> Available data:
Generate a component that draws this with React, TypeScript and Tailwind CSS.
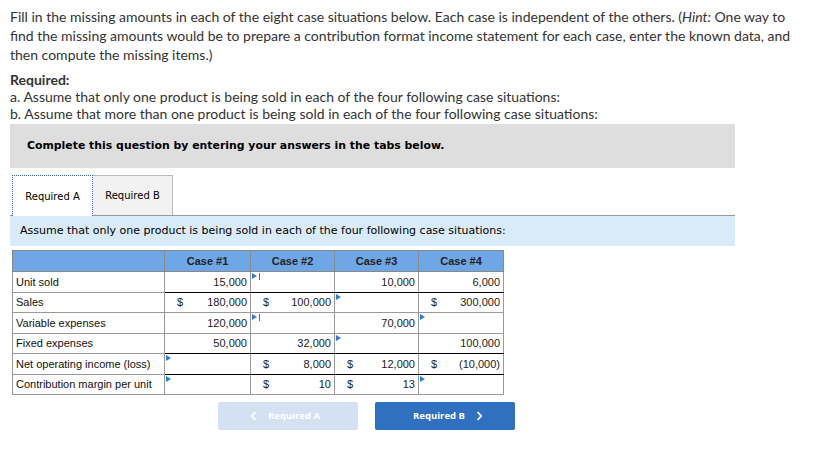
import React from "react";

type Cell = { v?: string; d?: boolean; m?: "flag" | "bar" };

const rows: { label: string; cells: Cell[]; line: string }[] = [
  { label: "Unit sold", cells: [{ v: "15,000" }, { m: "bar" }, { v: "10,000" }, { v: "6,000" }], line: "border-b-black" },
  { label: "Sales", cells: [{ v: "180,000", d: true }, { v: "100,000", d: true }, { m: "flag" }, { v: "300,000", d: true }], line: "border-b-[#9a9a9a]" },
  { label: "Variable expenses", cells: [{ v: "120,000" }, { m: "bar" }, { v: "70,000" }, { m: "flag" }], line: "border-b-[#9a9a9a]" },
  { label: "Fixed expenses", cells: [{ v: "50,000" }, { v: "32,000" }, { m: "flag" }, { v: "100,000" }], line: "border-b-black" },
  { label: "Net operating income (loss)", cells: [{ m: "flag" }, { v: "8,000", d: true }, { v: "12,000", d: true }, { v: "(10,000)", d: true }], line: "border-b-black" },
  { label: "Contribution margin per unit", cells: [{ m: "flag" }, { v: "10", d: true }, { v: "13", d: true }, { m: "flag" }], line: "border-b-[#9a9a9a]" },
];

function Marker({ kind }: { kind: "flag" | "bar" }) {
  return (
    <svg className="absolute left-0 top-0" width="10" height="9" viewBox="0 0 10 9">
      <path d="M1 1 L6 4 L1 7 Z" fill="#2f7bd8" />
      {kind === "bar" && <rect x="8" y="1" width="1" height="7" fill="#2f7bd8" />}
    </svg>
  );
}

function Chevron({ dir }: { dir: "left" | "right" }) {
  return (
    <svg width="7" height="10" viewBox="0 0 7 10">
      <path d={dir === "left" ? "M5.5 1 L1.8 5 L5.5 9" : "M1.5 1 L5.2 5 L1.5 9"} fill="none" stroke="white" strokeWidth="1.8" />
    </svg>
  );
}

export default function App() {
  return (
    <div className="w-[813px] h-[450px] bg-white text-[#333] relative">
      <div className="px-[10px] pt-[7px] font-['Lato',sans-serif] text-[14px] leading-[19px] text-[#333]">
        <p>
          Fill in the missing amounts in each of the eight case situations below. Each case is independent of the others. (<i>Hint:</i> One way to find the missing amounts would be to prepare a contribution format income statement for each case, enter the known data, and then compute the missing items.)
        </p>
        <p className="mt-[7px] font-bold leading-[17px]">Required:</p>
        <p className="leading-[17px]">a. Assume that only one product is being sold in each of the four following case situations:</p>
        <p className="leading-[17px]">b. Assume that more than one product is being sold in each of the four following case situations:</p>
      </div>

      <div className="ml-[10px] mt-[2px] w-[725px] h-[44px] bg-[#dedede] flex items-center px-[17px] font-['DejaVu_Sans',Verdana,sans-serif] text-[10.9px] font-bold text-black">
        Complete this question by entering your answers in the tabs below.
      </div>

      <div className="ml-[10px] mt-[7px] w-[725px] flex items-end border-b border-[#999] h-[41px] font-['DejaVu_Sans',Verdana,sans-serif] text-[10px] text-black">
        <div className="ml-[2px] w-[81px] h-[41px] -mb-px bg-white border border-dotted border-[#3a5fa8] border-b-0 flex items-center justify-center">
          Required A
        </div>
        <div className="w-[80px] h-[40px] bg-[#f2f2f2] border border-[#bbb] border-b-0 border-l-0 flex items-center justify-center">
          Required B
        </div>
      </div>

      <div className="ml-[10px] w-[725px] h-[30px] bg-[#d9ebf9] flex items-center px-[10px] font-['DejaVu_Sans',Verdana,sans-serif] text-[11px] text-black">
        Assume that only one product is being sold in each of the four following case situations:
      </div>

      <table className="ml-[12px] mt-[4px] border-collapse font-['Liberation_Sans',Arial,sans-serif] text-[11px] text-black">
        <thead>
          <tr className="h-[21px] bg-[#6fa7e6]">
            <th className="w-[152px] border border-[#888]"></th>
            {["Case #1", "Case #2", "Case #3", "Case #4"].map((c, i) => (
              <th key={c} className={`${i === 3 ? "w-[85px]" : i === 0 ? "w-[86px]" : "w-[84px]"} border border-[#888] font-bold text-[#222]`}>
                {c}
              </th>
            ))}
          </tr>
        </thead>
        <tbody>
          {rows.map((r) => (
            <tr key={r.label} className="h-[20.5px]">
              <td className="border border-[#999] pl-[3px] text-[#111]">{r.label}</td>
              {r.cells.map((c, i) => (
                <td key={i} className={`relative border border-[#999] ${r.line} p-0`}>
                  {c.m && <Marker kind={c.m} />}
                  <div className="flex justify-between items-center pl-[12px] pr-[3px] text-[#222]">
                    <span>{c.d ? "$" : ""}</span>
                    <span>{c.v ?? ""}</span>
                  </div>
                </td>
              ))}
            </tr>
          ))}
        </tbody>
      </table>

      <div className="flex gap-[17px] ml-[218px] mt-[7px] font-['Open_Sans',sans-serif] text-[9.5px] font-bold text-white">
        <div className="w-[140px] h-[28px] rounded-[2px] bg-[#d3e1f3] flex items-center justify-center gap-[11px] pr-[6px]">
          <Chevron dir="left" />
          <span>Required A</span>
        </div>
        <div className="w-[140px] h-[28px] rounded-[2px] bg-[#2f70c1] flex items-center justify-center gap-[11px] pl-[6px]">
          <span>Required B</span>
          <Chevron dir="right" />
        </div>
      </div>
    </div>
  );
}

> What you are asked to do: Exactly as written, please give again the lines from the beginning of the listing through the line containing "string; d?: boolean;", inclusive, without any pictures.

> Final answer:
Generate a component that draws this with React, TypeScript and Tailwind CSS.
import React from "react";

type Cell = { v?: string; d?: boolean; m?: "flag" | "bar" };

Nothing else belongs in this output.